> RECORD LIST:
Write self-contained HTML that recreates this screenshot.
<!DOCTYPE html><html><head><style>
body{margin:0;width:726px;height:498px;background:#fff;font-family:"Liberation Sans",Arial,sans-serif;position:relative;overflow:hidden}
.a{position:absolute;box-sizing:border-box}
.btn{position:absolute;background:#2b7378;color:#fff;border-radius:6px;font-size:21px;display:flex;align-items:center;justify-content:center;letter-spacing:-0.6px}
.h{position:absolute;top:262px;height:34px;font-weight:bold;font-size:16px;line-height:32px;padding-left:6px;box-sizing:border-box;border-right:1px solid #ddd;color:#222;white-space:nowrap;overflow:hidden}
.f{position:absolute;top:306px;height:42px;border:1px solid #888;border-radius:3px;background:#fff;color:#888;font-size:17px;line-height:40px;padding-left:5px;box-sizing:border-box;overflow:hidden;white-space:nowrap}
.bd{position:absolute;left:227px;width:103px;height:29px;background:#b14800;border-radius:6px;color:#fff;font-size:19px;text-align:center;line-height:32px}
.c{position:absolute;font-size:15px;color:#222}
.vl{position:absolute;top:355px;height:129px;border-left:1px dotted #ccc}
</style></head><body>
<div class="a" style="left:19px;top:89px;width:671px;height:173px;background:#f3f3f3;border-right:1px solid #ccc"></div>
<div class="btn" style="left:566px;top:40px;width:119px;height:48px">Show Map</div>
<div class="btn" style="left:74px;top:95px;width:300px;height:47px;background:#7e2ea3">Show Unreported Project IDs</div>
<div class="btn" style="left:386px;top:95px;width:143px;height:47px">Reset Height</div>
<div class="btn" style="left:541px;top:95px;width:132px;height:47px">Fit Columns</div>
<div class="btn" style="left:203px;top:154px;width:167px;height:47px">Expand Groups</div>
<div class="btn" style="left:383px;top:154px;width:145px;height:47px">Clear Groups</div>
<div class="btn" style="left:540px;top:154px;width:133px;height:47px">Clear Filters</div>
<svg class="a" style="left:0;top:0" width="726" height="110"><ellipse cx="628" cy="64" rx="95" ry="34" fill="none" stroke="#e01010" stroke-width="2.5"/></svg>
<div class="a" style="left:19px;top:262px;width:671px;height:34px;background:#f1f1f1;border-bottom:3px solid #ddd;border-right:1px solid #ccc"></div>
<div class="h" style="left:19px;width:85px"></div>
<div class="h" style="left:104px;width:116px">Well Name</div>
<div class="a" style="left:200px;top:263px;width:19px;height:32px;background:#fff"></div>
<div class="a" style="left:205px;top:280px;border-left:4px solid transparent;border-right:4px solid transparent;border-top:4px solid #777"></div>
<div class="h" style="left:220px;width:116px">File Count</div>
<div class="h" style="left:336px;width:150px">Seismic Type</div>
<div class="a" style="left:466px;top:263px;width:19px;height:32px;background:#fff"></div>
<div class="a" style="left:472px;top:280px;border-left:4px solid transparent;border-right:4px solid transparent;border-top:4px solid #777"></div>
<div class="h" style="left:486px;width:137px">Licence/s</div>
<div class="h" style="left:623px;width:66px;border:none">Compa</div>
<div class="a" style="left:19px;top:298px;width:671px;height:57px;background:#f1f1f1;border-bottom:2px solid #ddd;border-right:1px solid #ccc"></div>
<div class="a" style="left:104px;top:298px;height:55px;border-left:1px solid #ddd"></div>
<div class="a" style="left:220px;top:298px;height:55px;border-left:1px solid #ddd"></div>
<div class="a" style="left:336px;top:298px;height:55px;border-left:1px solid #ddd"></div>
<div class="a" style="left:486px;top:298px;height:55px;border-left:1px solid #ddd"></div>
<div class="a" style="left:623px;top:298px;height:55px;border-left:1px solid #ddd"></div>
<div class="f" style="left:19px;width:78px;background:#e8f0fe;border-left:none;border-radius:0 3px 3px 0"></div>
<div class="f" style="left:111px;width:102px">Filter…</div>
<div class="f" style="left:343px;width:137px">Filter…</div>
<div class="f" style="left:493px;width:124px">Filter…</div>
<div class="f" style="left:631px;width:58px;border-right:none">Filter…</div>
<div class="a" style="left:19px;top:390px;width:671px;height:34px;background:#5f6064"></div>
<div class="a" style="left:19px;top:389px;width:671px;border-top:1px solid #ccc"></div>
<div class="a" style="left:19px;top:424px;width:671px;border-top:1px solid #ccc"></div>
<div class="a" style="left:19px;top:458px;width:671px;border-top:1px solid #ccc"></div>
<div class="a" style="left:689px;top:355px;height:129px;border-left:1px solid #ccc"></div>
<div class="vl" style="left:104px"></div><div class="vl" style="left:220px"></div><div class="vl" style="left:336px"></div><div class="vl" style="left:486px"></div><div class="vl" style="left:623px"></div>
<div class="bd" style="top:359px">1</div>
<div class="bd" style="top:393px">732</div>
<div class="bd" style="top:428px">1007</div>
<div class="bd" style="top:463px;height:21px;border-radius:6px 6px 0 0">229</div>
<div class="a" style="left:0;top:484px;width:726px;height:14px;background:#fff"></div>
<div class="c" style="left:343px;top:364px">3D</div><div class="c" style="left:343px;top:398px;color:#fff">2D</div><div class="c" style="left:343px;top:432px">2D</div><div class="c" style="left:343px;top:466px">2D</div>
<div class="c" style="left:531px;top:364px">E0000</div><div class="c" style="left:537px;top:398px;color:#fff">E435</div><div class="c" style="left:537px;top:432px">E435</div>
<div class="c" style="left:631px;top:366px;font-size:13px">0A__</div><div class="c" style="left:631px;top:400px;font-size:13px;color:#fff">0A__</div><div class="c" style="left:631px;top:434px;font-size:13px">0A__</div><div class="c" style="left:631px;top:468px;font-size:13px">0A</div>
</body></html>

--

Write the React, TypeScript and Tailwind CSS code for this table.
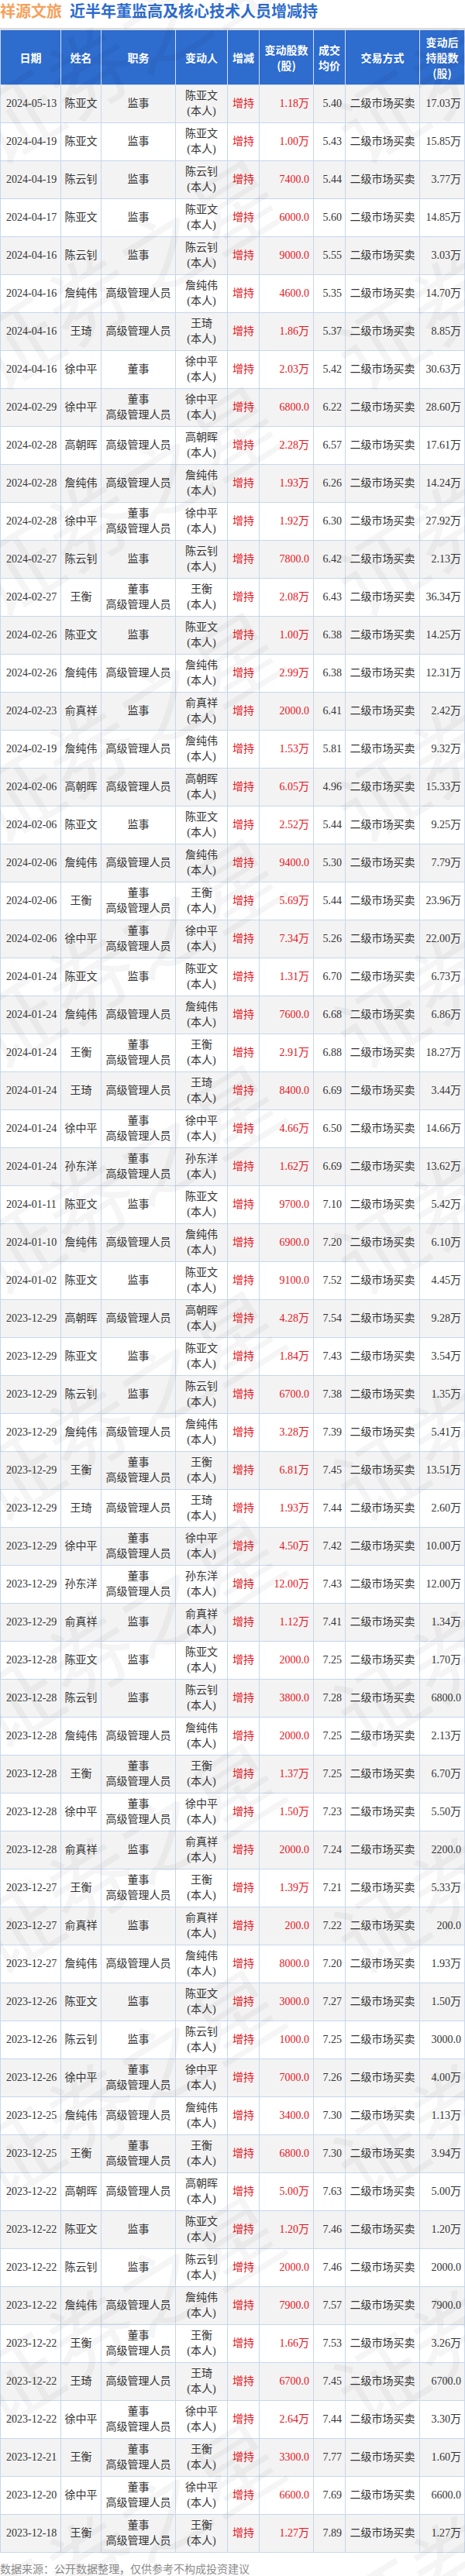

---

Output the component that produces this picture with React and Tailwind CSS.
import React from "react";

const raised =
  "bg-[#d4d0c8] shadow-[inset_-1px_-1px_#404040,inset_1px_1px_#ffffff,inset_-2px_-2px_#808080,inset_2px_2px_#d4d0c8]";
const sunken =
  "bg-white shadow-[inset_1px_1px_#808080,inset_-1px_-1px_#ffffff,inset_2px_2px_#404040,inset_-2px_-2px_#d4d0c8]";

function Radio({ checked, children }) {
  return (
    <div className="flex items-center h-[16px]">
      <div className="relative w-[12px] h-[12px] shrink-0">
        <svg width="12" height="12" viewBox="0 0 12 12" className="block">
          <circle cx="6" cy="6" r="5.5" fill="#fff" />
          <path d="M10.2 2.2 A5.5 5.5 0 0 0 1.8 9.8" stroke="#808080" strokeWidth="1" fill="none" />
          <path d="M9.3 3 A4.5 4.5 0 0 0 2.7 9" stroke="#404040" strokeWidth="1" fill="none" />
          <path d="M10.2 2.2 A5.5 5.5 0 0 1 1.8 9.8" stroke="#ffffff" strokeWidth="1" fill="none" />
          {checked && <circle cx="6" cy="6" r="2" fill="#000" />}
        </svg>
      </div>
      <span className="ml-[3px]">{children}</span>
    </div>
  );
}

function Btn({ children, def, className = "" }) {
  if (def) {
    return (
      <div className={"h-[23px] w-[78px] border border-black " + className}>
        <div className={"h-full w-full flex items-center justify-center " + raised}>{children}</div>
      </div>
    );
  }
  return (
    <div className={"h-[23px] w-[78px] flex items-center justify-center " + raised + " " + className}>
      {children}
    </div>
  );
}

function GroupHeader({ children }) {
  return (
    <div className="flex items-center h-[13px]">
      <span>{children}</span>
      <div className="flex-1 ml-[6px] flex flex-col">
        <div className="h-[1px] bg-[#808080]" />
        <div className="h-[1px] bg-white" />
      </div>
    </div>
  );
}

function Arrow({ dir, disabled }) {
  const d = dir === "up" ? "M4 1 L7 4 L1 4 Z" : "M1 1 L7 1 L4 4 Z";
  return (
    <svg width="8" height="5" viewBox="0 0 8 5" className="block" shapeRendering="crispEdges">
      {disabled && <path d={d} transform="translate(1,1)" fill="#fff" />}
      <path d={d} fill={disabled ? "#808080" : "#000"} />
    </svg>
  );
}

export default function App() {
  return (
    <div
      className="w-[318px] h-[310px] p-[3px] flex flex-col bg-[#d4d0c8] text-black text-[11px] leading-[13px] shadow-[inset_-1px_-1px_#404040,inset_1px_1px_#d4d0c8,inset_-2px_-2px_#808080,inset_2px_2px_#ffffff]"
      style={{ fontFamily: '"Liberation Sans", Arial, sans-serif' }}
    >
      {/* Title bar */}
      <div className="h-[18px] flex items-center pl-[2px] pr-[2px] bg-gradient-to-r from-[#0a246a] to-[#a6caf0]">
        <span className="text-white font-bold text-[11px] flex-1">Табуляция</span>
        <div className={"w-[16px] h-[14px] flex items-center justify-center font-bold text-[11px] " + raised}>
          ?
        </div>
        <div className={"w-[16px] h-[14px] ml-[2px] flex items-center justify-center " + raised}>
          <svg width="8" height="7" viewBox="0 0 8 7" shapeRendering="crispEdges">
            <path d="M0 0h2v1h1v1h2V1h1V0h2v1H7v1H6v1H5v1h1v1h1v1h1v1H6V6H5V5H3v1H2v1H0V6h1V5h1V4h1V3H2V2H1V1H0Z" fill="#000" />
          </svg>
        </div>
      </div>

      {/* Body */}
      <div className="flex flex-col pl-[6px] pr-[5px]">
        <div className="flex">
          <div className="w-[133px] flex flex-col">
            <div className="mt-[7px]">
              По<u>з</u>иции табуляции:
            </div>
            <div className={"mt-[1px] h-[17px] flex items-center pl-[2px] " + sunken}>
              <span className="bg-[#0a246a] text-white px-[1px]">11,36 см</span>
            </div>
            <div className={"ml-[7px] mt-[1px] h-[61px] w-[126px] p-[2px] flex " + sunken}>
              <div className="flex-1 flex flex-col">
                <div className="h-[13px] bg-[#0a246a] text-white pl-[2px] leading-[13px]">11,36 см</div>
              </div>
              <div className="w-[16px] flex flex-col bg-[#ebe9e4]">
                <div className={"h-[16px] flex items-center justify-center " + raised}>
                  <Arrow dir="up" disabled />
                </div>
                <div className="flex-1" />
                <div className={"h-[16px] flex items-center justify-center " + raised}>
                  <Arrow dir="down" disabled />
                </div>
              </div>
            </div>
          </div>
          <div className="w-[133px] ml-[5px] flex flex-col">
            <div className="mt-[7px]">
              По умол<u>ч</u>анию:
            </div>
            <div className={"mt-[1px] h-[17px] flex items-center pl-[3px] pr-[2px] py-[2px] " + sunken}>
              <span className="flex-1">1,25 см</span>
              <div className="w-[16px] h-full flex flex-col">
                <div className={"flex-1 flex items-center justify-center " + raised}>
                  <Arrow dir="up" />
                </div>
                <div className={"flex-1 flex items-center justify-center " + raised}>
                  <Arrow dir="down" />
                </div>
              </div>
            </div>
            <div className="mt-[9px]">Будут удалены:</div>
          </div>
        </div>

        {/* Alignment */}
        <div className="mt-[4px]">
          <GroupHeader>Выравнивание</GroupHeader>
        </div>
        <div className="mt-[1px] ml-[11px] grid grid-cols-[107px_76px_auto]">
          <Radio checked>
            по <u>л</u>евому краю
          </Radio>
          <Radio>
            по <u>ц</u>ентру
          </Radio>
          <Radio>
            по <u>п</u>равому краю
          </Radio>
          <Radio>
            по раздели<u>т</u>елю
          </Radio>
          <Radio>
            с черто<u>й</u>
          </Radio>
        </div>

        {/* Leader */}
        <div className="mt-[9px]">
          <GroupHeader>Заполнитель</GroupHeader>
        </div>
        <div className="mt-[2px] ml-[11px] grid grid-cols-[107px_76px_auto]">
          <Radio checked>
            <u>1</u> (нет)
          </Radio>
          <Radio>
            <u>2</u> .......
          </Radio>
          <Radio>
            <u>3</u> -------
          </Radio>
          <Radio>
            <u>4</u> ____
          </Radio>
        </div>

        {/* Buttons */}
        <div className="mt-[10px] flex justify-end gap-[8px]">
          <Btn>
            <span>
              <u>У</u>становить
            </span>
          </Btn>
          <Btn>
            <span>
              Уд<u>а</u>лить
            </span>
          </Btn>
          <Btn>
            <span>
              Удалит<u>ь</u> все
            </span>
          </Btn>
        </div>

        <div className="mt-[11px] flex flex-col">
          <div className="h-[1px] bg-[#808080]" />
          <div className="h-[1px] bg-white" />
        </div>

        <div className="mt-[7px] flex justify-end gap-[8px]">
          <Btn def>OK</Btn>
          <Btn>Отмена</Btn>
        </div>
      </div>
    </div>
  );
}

> THE PROBLEM:
Scan the material above. Copy each line where "Write" occurs.

> RESPONSE TO THIS EXERCISE:
Write self-contained HTML that recreates this screenshot.
Write the React, TypeScript and Tailwind CSS code for this table.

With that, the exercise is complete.